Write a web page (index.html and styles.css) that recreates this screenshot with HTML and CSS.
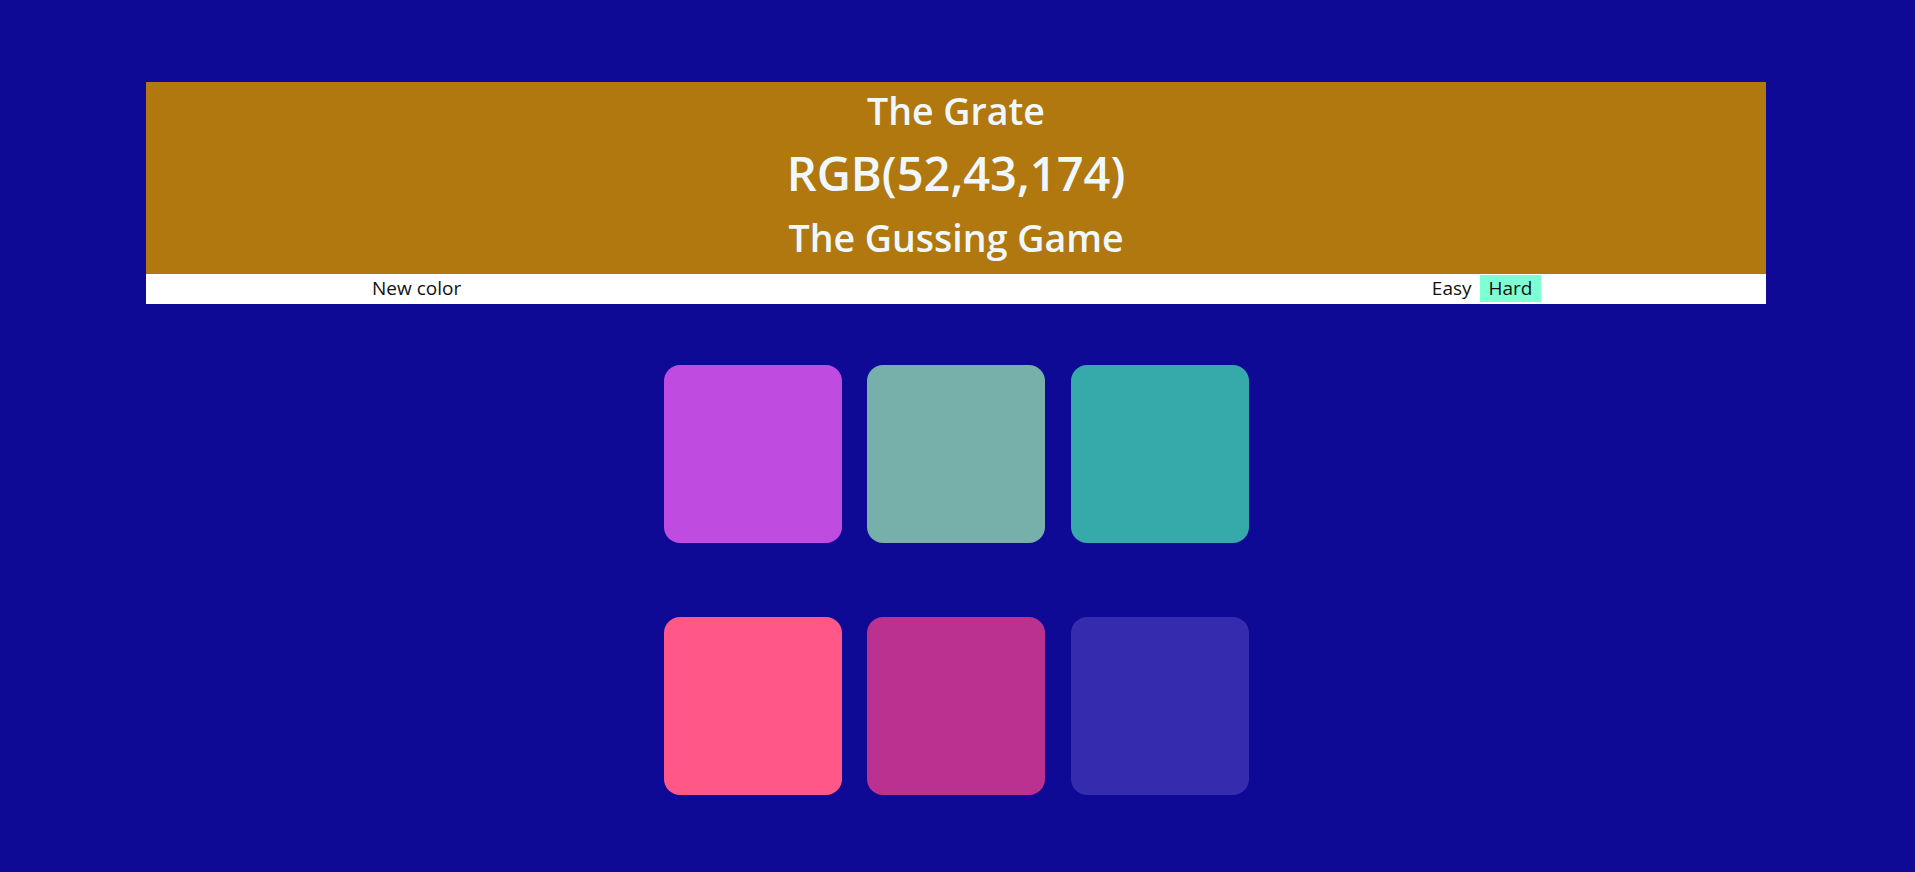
FILE: index.html
```html
<!DOCTYPE html>
<html lang="en">
<head>
<meta charset="utf-8">
<title>The Grate Color Guessing Game</title>
<link rel="stylesheet" href="styles.css">
</head>
<body>
  <header class="banner">
    <h1 class="title">The Grate</h1>
    <div class="target">RGB(52,43,174)</div>
    <h2 class="subtitle">The Gussing Game</h2>
  </header>
  <nav class="stripe">
    <button class="btn">New color</button>
    <div class="modes">
      <button class="btn btn-mode">Easy</button>
      <button class="btn btn-mode btn-active">Hard</button>
    </div>
  </nav>
  <main class="board">
    <div class="square sq-1"></div>
    <div class="square sq-2"></div>
    <div class="square sq-3"></div>
    <div class="square sq-4"></div>
    <div class="square sq-5"></div>
    <div class="square sq-6"></div>
  </main>
</body>
</html>
```

FILE: styles.css
```css
html, body {
  margin: 0;
  padding: 0;
}

body {
  background: #0e0a96;
  font-family: "Open Sans", "Noto Sans", sans-serif;
  padding: 82px 3px 0 0;
}

.banner {
  width: 1620px;
  height: 192px;
  margin: 0 auto;
  background: #b0780e;
  color: #f0f8ff;
  text-align: center;
  box-sizing: border-box;
  padding-top: 2px;
}

.title,
.subtitle {
  margin: 0;
  font-size: 37.5px;
  font-weight: 600;
}

.title {
  line-height: 53px;
}

.subtitle {
  line-height: 56px;
}

.target {
  font-size: 47px;
  font-weight: 600;
  line-height: 73px;
}

.stripe {
  width: 1620px;
  height: 30px;
  margin: 0 auto;
  background: #ffffff;
  box-sizing: border-box;
  padding: 1px 225px 2px 216.5px;
  display: flex;
  justify-content: space-between;
  align-items: stretch;
}

.modes {
  display: flex;
}

.btn {
  border: none;
  background: transparent;
  font-family: inherit;
  font-size: 19px;
  color: #111111;
  padding: 0 9.5px;
  margin: 0;
  line-height: 27px;
  cursor: pointer;
}

.btn-mode {
  padding: 0 8.5px;
}

.btn-active {
  background: #7fffd4;
}

.board {
  width: 585px;
  margin: 61px auto 0;
  display: grid;
  grid-template-columns: repeat(3, 178px);
  grid-auto-rows: 178px;
  column-gap: 25.5px;
  row-gap: 74px;
}

.square {
  border-radius: 16px;
}

.sq-1 { background: #c04be0; }
.sq-2 { background: #77b0aa; }
.sq-3 { background: #36a9aa; }
.sq-4 { background: #ff5788; }
.sq-5 { background: #bb3190; }
.sq-6 { background: #342bae; }
```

========================================

Task to carry out.
Restate the whole of the material word for word without the pictures.

Result of the exercise.
Write a web page (index.html and styles.css) that recreates this screenshot with HTML and CSS.
FILE: index.html
```html
<!DOCTYPE html>
<html lang="en">
<head>
<meta charset="utf-8">
<title>The Grate Color Guessing Game</title>
<link rel="stylesheet" href="styles.css">
</head>
<body>
  <header class="banner">
    <h1 class="title">The Grate</h1>
    <div class="target">RGB(52,43,174)</div>
    <h2 class="subtitle">The Gussing Game</h2>
  </header>
  <nav class="stripe">
    <button class="btn">New color</button>
    <div class="modes">
      <button class="btn btn-mode">Easy</button>
      <button class="btn btn-mode btn-active">Hard</button>
    </div>
  </nav>
  <main class="board">
    <div class="square sq-1"></div>
    <div class="square sq-2"></div>
    <div class="square sq-3"></div>
    <div class="square sq-4"></div>
    <div class="square sq-5"></div>
    <div class="square sq-6"></div>
  </main>
</body>
</html>
```

FILE: styles.css
```css
html, body {
  margin: 0;
  padding: 0;
}

body {
  background: #0e0a96;
  font-family: "Open Sans", "Noto Sans", sans-serif;
  padding: 82px 3px 0 0;
}

.banner {
  width: 1620px;
  height: 192px;
  margin: 0 auto;
  background: #b0780e;
  color: #f0f8ff;
  text-align: center;
  box-sizing: border-box;
  padding-top: 2px;
}

.title,
.subtitle {
  margin: 0;
  font-size: 37.5px;
  font-weight: 600;
}

.title {
  line-height: 53px;
}

.subtitle {
  line-height: 56px;
}

.target {
  font-size: 47px;
  font-weight: 600;
  line-height: 73px;
}

.stripe {
  width: 1620px;
  height: 30px;
  margin: 0 auto;
  background: #ffffff;
  box-sizing: border-box;
  padding: 1px 225px 2px 216.5px;
  display: flex;
  justify-content: space-between;
  align-items: stretch;
}

.modes {
  display: flex;
}

.btn {
  border: none;
  background: transparent;
  font-family: inherit;
  font-size: 19px;
  color: #111111;
  padding: 0 9.5px;
  margin: 0;
  line-height: 27px;
  cursor: pointer;
}

.btn-mode {
  padding: 0 8.5px;
}

.btn-active {
  background: #7fffd4;
}

.board {
  width: 585px;
  margin: 61px auto 0;
  display: grid;
  grid-template-columns: repeat(3, 178px);
  grid-auto-rows: 178px;
  column-gap: 25.5px;
  row-gap: 74px;
}

.square {
  border-radius: 16px;
}

.sq-1 { background: #c04be0; }
.sq-2 { background: #77b0aa; }
.sq-3 { background: #36a9aa; }
.sq-4 { background: #ff5788; }
.sq-5 { background: #bb3190; }
.sq-6 { background: #342bae; }
```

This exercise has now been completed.